While local farmers struggled to counter harmful rumours swirling around Fukushima produce, Haga and his colleagues quickly set up their own testing regime, imposing an upper limit of 50Bq/kg of fruit, half the maximum permitted by the government.
“We test every single persimmon, even now,” says Haga. Each one is packed and given a quality control sticker showing its radiation reading, before being sold in north-east Japan, and the Tokyo and Osaka areas.
“Some local sellers ask us if it’s really still necessary to have stickers on each fruit nine years on from the disaster,” he adds. “But we think it’s best to keep reassuring consumers that our fruit is 100% safe, even if it means creating extra work.”

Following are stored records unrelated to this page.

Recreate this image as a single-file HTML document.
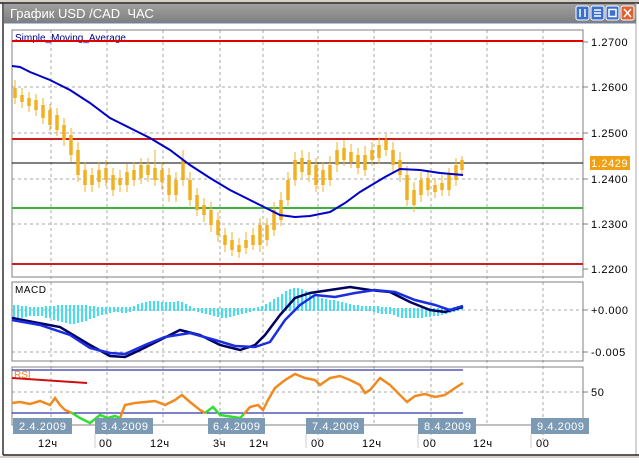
<!DOCTYPE html><html><head><meta charset="utf-8"><style>
body{margin:0;width:639px;height:458px;overflow:hidden;background:#fff;font-family:"Liberation Sans","DejaVu Sans",sans-serif}
</style></head><body>
<svg width="639" height="458" xmlns="http://www.w3.org/2000/svg" font-family="Liberation Sans, DejaVu Sans, sans-serif">
<rect x="0" y="0" width="639" height="458" fill="#fff"/>
<rect x="0" y="0" width="639" height="4" fill="#d4d0c8"/>
<line x1="0" y1="3" x2="639" y2="3" stroke="#222" stroke-width="1.5"/>
<line x1="3" y1="3" x2="3" y2="455" stroke="#333" stroke-width="1.5"/>
<line x1="636" y1="3" x2="636" y2="455" stroke="#aaa"/>
<line x1="3" y1="455" x2="639" y2="455" stroke="#222" stroke-width="1.5"/>
<rect x="0" y="456" width="639" height="2" fill="#d4d0c8"/>
<defs><linearGradient id="tb" x1="0" y1="0" x2="0" y2="1"><stop offset="0" stop-color="#a0a0a0"/><stop offset="1" stop-color="#7e7e7e"/></linearGradient></defs>
<rect x="4" y="4" width="632" height="19" fill="url(#tb)"/>
<line x1="4" y1="23" x2="636" y2="23" stroke="#6d85a8"/>
<text x="10" y="18" font-size="13" fill="#fff" xml:space="preserve">График USD /CAD  ЧАС</text>
<g stroke="#fff" stroke-width="1">
<rect x="576" y="6" width="13" height="14" rx="2" fill="#3a6fd0"/><rect x="591" y="6" width="13" height="14" rx="2" fill="#3a6fd0"/><rect x="606" y="6" width="13" height="14" rx="2" fill="#3a6fd0"/><rect x="621" y="6" width="13" height="14" rx="2" fill="#e06030"/>
</g>
<g stroke="#fff" stroke-width="1.5" fill="none"><path d="M580 9V17M585 9V17"/><path d="M594 10H601M594 13H601M594 16H601"/><rect x="609" y="9.5" width="7" height="7"/><path d="M624 9L631 17M631 9L624 17"/></g>
<g stroke="#aaa" stroke-dasharray="3,3" stroke-width="1">
<path d="M51 30V425M107 30V440M163 30V425M220 30V440M263 30V425M318 30V440M374 30V425M431 30V440M487 30V425M543 30V440"/>
<path d="M12 87H583M12 133H583M12 179H583M12 224H583M12 310H583M12 352H583M12 392H583"/>
</g>
<g fill="none" stroke="#808080"><rect x="12" y="30" width="571" height="247"/><rect x="12" y="282" width="571" height="79"/><rect x="12" y="367" width="571" height="58"/></g>
<g stroke="#808080"><path d="M583 42h5M583 87h5M583 133h5M583 179h5M583 224h5M583 269h5M583 310h5M583 352h5M583 392h5"/></g>
<g font-size="11" fill="#000" letter-spacing="0.6"><text x="591" y="46">1.2700</text><text x="591" y="91">1.2600</text><text x="591" y="137">1.2500</text><text x="591" y="183">1.2400</text><text x="591" y="228">1.2300</text><text x="591" y="273">1.2200</text><text x="591" y="314">+0.000</text><text x="591" y="356">-0.005</text><text x="591" y="396">50</text></g>
<rect x="590" y="156" width="40" height="14" fill="#f0a010"/><text x="591" y="167" font-size="11" fill="#fff" letter-spacing="0.6">1.2429</text>
<text x="15" y="41" font-size="10" fill="#00008b">Simple_Moving_Average</text>
<g stroke-width="2"><line x1="12" y1="41" x2="583" y2="41" stroke="#e00000"/><line x1="12" y1="139" x2="583" y2="139" stroke="#cc2020"/><line x1="12" y1="264" x2="583" y2="264" stroke="#cc2020"/><line x1="12" y1="208" x2="583" y2="208" stroke="#40b040"/></g>
<line x1="12" y1="163" x2="583" y2="163" stroke="#000"/>
<path stroke="#f0b020" stroke-width="1" fill="none" d="M15 80V104M22 88V108M29 92V112M36 94V116M43 98V124M50 104V131M57 108V136M64 118V146M71 128V162M78 142V182M85 162V192M92 168V192M99 162V188M106 160V186M113 168V196M120 170V192M127 164V192M134 162V186M141 158V184M148 158V182M155 150V186M162 162V190M169 168V202M176 172V202M183 150V186M190 172V206M197 188V216M204 198V222M211 202V232M218 212V242M225 228V252M232 232V256M239 238V258M246 232V254M253 228V250M260 218V252M267 218V246M274 202V236M281 192V226M288 172V206M295 152V186M302 150V178M309 152V182M316 158V192M323 162V192M330 156V186M337 142V172M344 140V166M351 144V168M358 148V174M365 146V176M372 142V166M379 137V164M386 134V156M393 142V172M400 152V182M407 166V206M414 182V212M421 172V202M428 170V196M435 178V198M442 175V196M449 168V196M456 158V186M462 156V176"/>
<path stroke="#f0b020" stroke-width="3.5" fill="none" d="M15 88V98M22 95V102M29 98V106M36 100V110M43 105V118M50 110V125M57 115V130M64 125V140M71 135V155M78 150V175M85 170V185M92 175V185M99 170V182M106 168V180M113 175V190M120 178V185M127 172V185M134 170V180M141 165V178M148 165V175M155 168V180M162 170V182M169 175V195M176 180V195M183 160V180M190 180V200M197 195V210M204 205V215M211 210V225M218 220V235M225 235V245M232 240V250M239 245V252M246 240V248M253 235V245M260 225V245M267 225V240M274 210V230M281 200V220M288 180V200M295 160V180M302 158V172M309 160V175M316 165V185M323 170V185M330 165V180M337 150V165M344 148V160M351 152V162M358 155V168M365 155V170M372 150V160M379 145V158M386 140V150M393 150V165M400 160V175M407 175V200M414 190V205M421 180V195M428 178V190M435 185V192M442 183V190M449 175V190M456 165V180M462 160V170"/>
<polyline fill="none" stroke="#0000c8" stroke-width="2" points="12,66 20,67 30,72 50,80 70,90 90,103 110,118 130,128 150,138 170,150 190,165 210,178 230,190 250,200 270,210 280,215 295,217 310,216 330,212 345,203 360,192 375,183 385,177 400,169 420,170 440,173 463,175"/>
<text x="15" y="293" font-size="10" fill="#000" letter-spacing="0.5">MACD</text>
<path stroke="#40e0f0" stroke-width="2" fill="none" d="M14 305V320M18 305V318M22 306V318M26 306V317M30 307V316M34 307V316M38 307V316M42 307V316M46 306V318M50 306V318M54 306V320M58 305V321M62 305V322M66 305V323M70 305V324M74 305V324M78 305V323M82 305V322M86 305V321M90 306V319M94 306V318M98 307V316M102 307V315M106 307V314M110 307V313M114 307V312M118 307V312M122 307V313M126 307V313M130 307V312M134 306V311M138 304V311M142 303V311M146 302V311M150 301V311M154 301V311M158 301V311M162 302V311M166 302V311M170 302V311M174 302V311M178 301V311M182 302V311M186 304V311M190 306V311M194 308V311M198 308V312M202 308V313M206 308V314M210 308V315M214 308V316M218 308V317M222 308V318M226 308V318M230 308V317M234 308V316M238 308V315M242 308V314M246 308V313M250 308V312M254 308V311M258 307V311M262 306V311M266 304V311M270 302V311M274 299V311M278 297V311M282 294V311M286 291V311M290 289V311M294 288V311M298 288V311M302 289V311M306 291V311M310 293V311M314 295V311M318 297V311M322 298V311M326 299V311M330 300V311M334 300V311M338 301V311M342 302V311M346 303V311M350 304V311M354 305V311M358 305V311M362 306V311M366 306V311M370 306V311M374 306V312M378 306V313M382 307V314M386 307V314M390 307V314M394 308V315M398 308V317M402 308V318M406 308V318M410 308V318M414 308V318M418 308V318M422 308V318M426 308V317M430 308V317M434 308V316M438 308V316M442 308V315M446 308V314M450 308V313M454 307V312M458 306V311M462 305V310"/>
<polyline fill="none" stroke="#000060" stroke-width="2.5" points="12,318 60,327 90,345 110,356 125,357 140,350 160,340 180,330 200,335 220,345 240,350 255,345 265,335 280,315 295,298 310,293 330,290 350,287 370,290 390,292 410,302 430,310 445,312 463,307"/>
<polyline fill="none" stroke="#1a2ee0" stroke-width="2.5" points="12,320 40,325 70,335 90,348 110,353 125,354 145,345 165,337 190,333 215,340 235,346 255,347 270,342 285,320 300,305 315,295 335,297 355,293 375,290 395,292 415,300 435,305 450,310 463,306"/>
<g stroke="#000090"><line x1="12" y1="370" x2="463" y2="370"/><line x1="12" y1="413" x2="463" y2="413"/></g>
<text x="14" y="378" font-size="10" fill="#f08020">RSI</text>
<line x1="12" y1="378" x2="87" y2="383" stroke="#d01010" stroke-width="2"/>
<polyline fill="none" stroke="#f08a20" stroke-width="2.5" points="12,403 20,402 30,404 40,401 50,405 55,398 60,405 65,410 72,413"/>
<polyline fill="none" stroke="#30e030" stroke-width="2.5" points="72,413 80,418 90,423 100,415 108,418 115,416 120,418"/>
<polyline fill="none" stroke="#f08a20" stroke-width="2.5" points="120,418 125,405 135,403 145,402 155,401 165,405 175,400 182,395 190,402 200,410 205,413"/>
<polyline fill="none" stroke="#30e030" stroke-width="2.5" points="205,413 213,407 220,415 240,418 244,414"/>
<polyline fill="none" stroke="#f08a20" stroke-width="2.5" points="244,414 250,407 258,405 263,410 268,400 275,388 285,380 295,374 305,378 315,380 320,385 330,378 340,376 350,380 360,385 365,393 370,390 380,378 390,385 400,395 407,402 415,396 425,394 435,397 445,395 455,388 463,383"/>
<g fill="#7d9ab5"><rect x="13" y="418" width="59" height="16"/><rect x="95" y="418" width="58" height="16"/><rect x="208" y="418" width="57" height="16"/><rect x="306" y="418" width="58" height="16"/><rect x="418" y="418" width="58" height="16"/><rect x="531" y="418" width="58" height="16"/></g>
<g font-size="11" fill="#fff" letter-spacing="0.6"><text x="19" y="430">2.4.2009</text><text x="101" y="430">3.4.2009</text><text x="213" y="430">6.4.2009</text><text x="312" y="430">7.4.2009</text><text x="424" y="430">8.4.2009</text><text x="537" y="430">9.4.2009</text></g>
<g stroke="#ccc"><path d="M95 434V448M306 434V448M418 434V448M531 434V448"/></g>
<g font-size="11" fill="#000" letter-spacing="0.6"><text x="38" y="447">12ч</text><text x="99" y="447">00</text><text x="150" y="447">12ч</text><text x="213" y="447">3ч</text><text x="249" y="447">12ч</text><text x="311" y="447">00</text><text x="362" y="447">12ч</text><text x="423" y="447">00</text><text x="473" y="447">12ч</text><text x="536" y="447">00</text></g>
</svg>
</body></html>
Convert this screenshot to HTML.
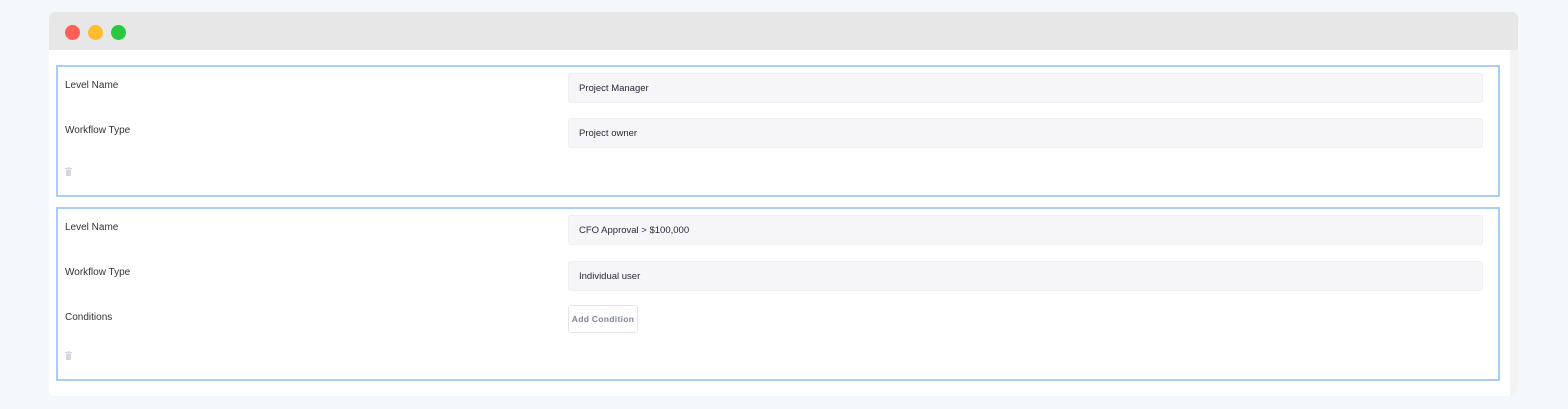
<!DOCTYPE html>
<html><head><style>
body{margin:0;width:1568px;height:409px;background:#f4f7fc;font-family:"Liberation Sans",sans-serif;position:relative;overflow:hidden}
.win{position:absolute;left:49px;top:12px;width:1469px;height:384px;background:#fff;border-radius:6px;overflow:hidden}
.bar{position:absolute;left:0;top:0;width:100%;height:38px;background:#e7e7e7}
.dot{position:absolute;top:13px;width:15px;height:15px;border-radius:50%}
.sb{position:absolute;left:1461px;top:38px;width:8px;bottom:0;background:#f3f3f3}
.box{position:absolute;left:7px;width:1440px;border:2px solid #a9cdf6}
.lbl{position:absolute;left:7px;font-size:10px;color:#333}
.inp{position:absolute;left:510px;height:30px;background:#f6f6f8;border:1px solid #efeff1;border-radius:3px;font-size:9.5px;color:#2a2a3a;line-height:29px;padding-left:10px;box-sizing:border-box;width:915px}
.btn{position:absolute;left:510px;width:70px;height:28px;border:1px solid #e6e6ea;border-radius:3px;font-size:8.5px;font-weight:bold;color:#7d849a;text-align:center;line-height:27px;box-sizing:border-box;letter-spacing:0.3px}
.tr{position:absolute;left:7px;width:7px;height:9px}
</style></head><body>
<div class="win">
<div class="bar"><div class="dot" style="left:16px;background:#fe5f57"></div><div class="dot" style="left:39px;background:#febc2e"></div><div class="dot" style="left:62px;background:#28c840"></div></div>
<div class="sb"></div>
<div class="box" style="top:53px;height:128px">
<div class="lbl" style="top:13px">Level Name</div>
<div class="inp" style="top:6px">Project Manager</div>
<div class="lbl" style="top:58px">Workflow Type</div>
<div class="inp" style="top:51px">Project owner</div>
<svg class="tr" style="top:100px" viewBox="0 0 7 9"><rect x="0" y="1" width="7" height="1" fill="#d3d6e0"/><rect x="2.5" y="0" width="2" height="1" fill="#d3d6e0"/><rect x="1" y="2.5" width="5" height="6.5" fill="#d3d6e0"/></svg>
</div>
<div class="box" style="top:195px;height:170px">
<div class="lbl" style="top:13px">Level Name</div>
<div class="inp" style="top:6px">CFO Approval &gt; $100,000</div>
<div class="lbl" style="top:58px">Workflow Type</div>
<div class="inp" style="top:52px">Individual user</div>
<div class="lbl" style="top:103px">Conditions</div>
<div class="btn" style="top:96px">Add Condition</div>
<svg class="tr" style="top:142px" viewBox="0 0 7 9"><rect x="0" y="1" width="7" height="1" fill="#d3d6e0"/><rect x="2.5" y="0" width="2" height="1" fill="#d3d6e0"/><rect x="1" y="2.5" width="5" height="6.5" fill="#d3d6e0"/></svg>
</div>
</div>
</body></html>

As they prepare to promote their region’s food to visiting athletes and spectators, officials are encouraged by the shrinking list of countries that continue to ban or limit imports of Fukushima produce.
Initially, more than 50 countries and regions refused to import items from Fukushima, but the number has since fallen to about 20, with Singapore recently joining countries such as the US and Australia in lifting or easing import bans. China, however, has kept its ban in place, while South Korea continues to prohibit seafood imports.
Noboru Tamogami, a 77-year-old cattle farmer in Koriyama, more than 50 miles west of the ruined nuclear power plant, believes concerns over food safety are misplaced.
“I’ve been a farmer for 30 years and I’m so confident that my beef is safe that I give it to my own grandchildren,” he says. “None of us is the slightest bit worried.”